项目作者: the1schwartz

项目描述 :
Udacity Data Engineer Nanodegree Capstone Project
高级语言: SAS
项目地址: git://github.com/the1schwartz/DEND-capstone.git
创建时间: 2020-03-11T08:04:13Z
项目社区:https://github.com/the1schwartz/DEND-capstone

开源协议:

下载


City Immigration, Demographics and Temperatures

Data Engineering Capstone Project

By Martin Treacy-Schwartz

Project Summary

This project aims to be able to answers questions on US immigration such as what are the most popular cities for immigration, what is the gender distribution of the immigrants, what is the visa type distribution of the immigrants, what is the average age per immigrant and what is the average temperature per month per city. We extract data from 3 different sources, the I94 immigration dataset of 2016, city temperature data from Kaggle and US city demographic data from OpenSoft. We design 4 dimension tables: Cities, immigrants, monthly average city temperature and time, and 1 fact table: Immigration. We use Spark for ETL jobs and store the results in parquet for downstream analysis.

Data sources

  1. I94 Immigration Data: comes from the U.S. National Tourism and Trade Office and contains various statistics on international visitor arrival in USA and comes from the US National Tourism and Trade Office. The dataset contains data from 2016. link
  2. World Temperature Data: comes from Kaggle and contains average weather temperatures by city. link
  3. U.S. City Demographic Data: comes from OpenSoft and contains information about the demographics of all US cities such as average age, male and female population. link

Conceptual Data Model

Staging Tables
  1. staging_i94_df
  2. id
  3. date
  4. city_code
  5. state_code
  6. age
  7. gender
  8. visa_type
  9. count
  10. staging_temp_df
  11. year
  12. month
  13. city_code
  14. city_name
  15. avg_temperature
  16. lat
  17. long
  18. staging_demo_df
  19. city_code
  20. state_code
  21. city_name
  22. median_age
  23. pct_male_pop
  24. pct_female_pop
  25. pct_veterans
  26. pct_foreign_born
  27. pct_native_american
  28. pct_asian
  29. pct_black
  30. pct_hispanic_or_latino
  31. pct_white
  32. total_pop
Dimension Tables
  1. immigrant_df
  2. id
  3. gender
  4. age
  5. visa_type
  6. city_df
  7. city_code
  8. state_code
  9. city_name
  10. median_age
  11. pct_male_pop
  12. pct_female_pop
  13. pct_veterans
  14. pct_foreign_born
  15. pct_native_american
  16. pct_asian
  17. pct_black
  18. pct_hispanic_or_latino
  19. pct_white
  20. total_pop
  21. lat
  22. long
  23. monthly_city_temp_df
  24. city_code
  25. year
  26. month
  27. avg_temperature
  28. time_df
  29. date
  30. dayofweek
  31. weekofyear
  32. month
Fact Table
  1. immigration_df
  2. id
  3. state_code
  4. city_code
  5. date
  6. count

Steps necessary to pipeline the data into the chosen data model

  1. Clean the data on nulls, data types, duplicates, etc
  2. Load staging tables for staging_i94_df, staging_temp_df and staging_demo_df
  3. Create dimension tables for immigrant_df, city_df, monthly_city_temp_df and time_df
  4. Create fact table immigration_df with information on immigration count, mapping id in immigrant_df, city_code in city_df and monthly_city_temp_df and date in time_df ensuring referential integrity
  5. Save processed dimension and fact tables in parquet for downstream query

Discussions

Spark is chosen for this project as it is known for processing large amount of data fast (with in-memory compute), scale easily with additional worker nodes, with ability to digest different data formats (e.g. SAS, Parquet, CSV), and integrate nicely with cloud storage like S3 and warehouse like Redshift.

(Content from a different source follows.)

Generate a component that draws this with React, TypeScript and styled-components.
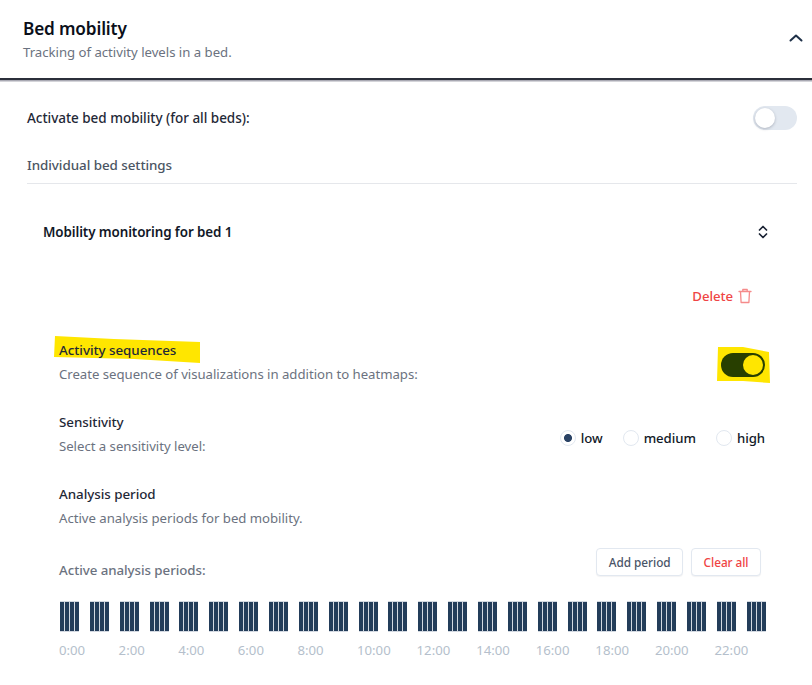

The data update cycle is typically chosen on two criteria. One is the reporting cycle, the other is the availabilty of new data to be fed into the system. For example, if new batch of average temperature can be made available at monthly interval, we might settle for monthly data refreshing cycle.

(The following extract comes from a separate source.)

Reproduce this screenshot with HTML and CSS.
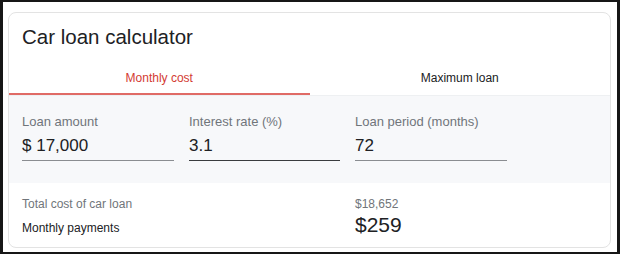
FILE: index.html
```html
<!DOCTYPE html>
<html>
  <head>
    <meta name="viewport" content="width=device-width, initial-scale=1" />
    <link rel="stylesheet" href="styles.css">
  </head>
  <body>
    <div class="frame">
      <div class="card">
        <div class="title">Car loan calculator</div>
        <div class="tabs">
          <div class="tab active">Monthly cost</div>
          <div class="tab">Maximum loan</div>
        </div>
        <div class="inputs">
          <div class="field">
            <div class="field-label">Loan amount</div>
            <div class="field-value">$ 17,000</div>
          </div>
          <div class="field focused">
            <div class="field-label">Interest rate (%)</div>
            <div class="field-value">3.1</div>
          </div>
          <div class="field">
            <div class="field-label">Loan period (months)</div>
            <div class="field-value">72</div>
          </div>
        </div>
        <div class="results">
          <div class="result-row">
            <span class="result-label muted">Total cost of car loan</span>
            <span class="muted">$18,652</span>
          </div>
          <div class="result-row">
            <span class="result-label">Monthly payments</span>
            <span class="big">$259</span>
          </div>
        </div>
      </div>
    </div>
    <div class="feedback">Feedback</div>
  </body>
</html>
```

FILE: styles.css
```css
body {
  margin: 0;
  background: #ffffff;
  font-family: "Liberation Sans", Arial, sans-serif;
  color: #202124;
}

.frame {
  border-style: solid;
  border-color: #161616;
  border-width: 2px 3px 2px 3px;
  padding: 10px 6px 0px 5px;
  box-sizing: border-box;
  width: 620px;
  height: 254px;
}

.card {
  border: 1px solid #e3e3e3;
  border-radius: 8px;
  height: 236px;
  box-sizing: border-box;
  overflow: hidden;
  background: #fff;
}

.title {
  font-size: 20.5px;
  line-height: 24px;
  padding: 12px 0px 0px 13px;
}

.tabs {
  display: flex;
  margin-top: 21px;
}

.tab {
  flex: 1;
  text-align: center;
  font-size: 12px;
  line-height: 16px;
  padding-bottom: 7px;
  border-bottom: 2px solid transparent;
}

.tab.active {
  color: #d33b32;
  border-bottom-color: #e06b66;
}

.inputs {
  background: #f7f8fa;
  display: flex;
  gap: 15px;
  padding: 18px 13px 22px 13px;
  border-top: 1px solid #eef0f2;
}

.field {
  width: 152px;
  border-bottom: 1px solid #8a8d91;
}

.field.focused {
  width: 151px;
  border-bottom-color: #3a3c3f;
}

.field-label {
  font-size: 13px;
  line-height: 16px;
  color: #70757a;
}

.field-value {
  font-size: 17px;
  line-height: 20px;
  margin-top: 6px;
  padding-bottom: 4px;
  color: #202124;
}

.results {
  padding: 14px 13px 0px 13px;
}

.result-row {
  display: flex;
  align-items: baseline;
  font-size: 12px;
  line-height: 14px;
}

.result-row + .result-row {
  margin-top: 2px;
}

.result-label {
  width: 333px;
}

.muted {
  color: #70757a;
}

.big {
  font-size: 21px;
  line-height: 24px;
  color: #202124;
}

.feedback {
  text-align: right;
  font-size: 11px;
  color: #70757a;
  padding: 1px 22px 0px 0px;
}
```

There are also considerations in terms of scaling existing solution.

  • If the data was increased by 100x:
    We can consider spinning up larger instances of EC2s hosting Spark and/or additional Spark work nodes. With added capacity arising from either vertical scaling or horizontal scaling, we should be able to accelerate processing time.

  • If the data populates a dashboard that must be updated on a daily basis by 7am every day:
    We can consider using Airflow to schedule and automate the data pipeline jobs. Built-in retry and monitoring mechanism can enable us to meet user requirement.

  • If the database needed to be accessed by 100+ people:
    We can consider hosting our solution in production scale data warehouse in the cloud, with larger capacity to serve more users, and workload management to ensure equitable usage of resources across users.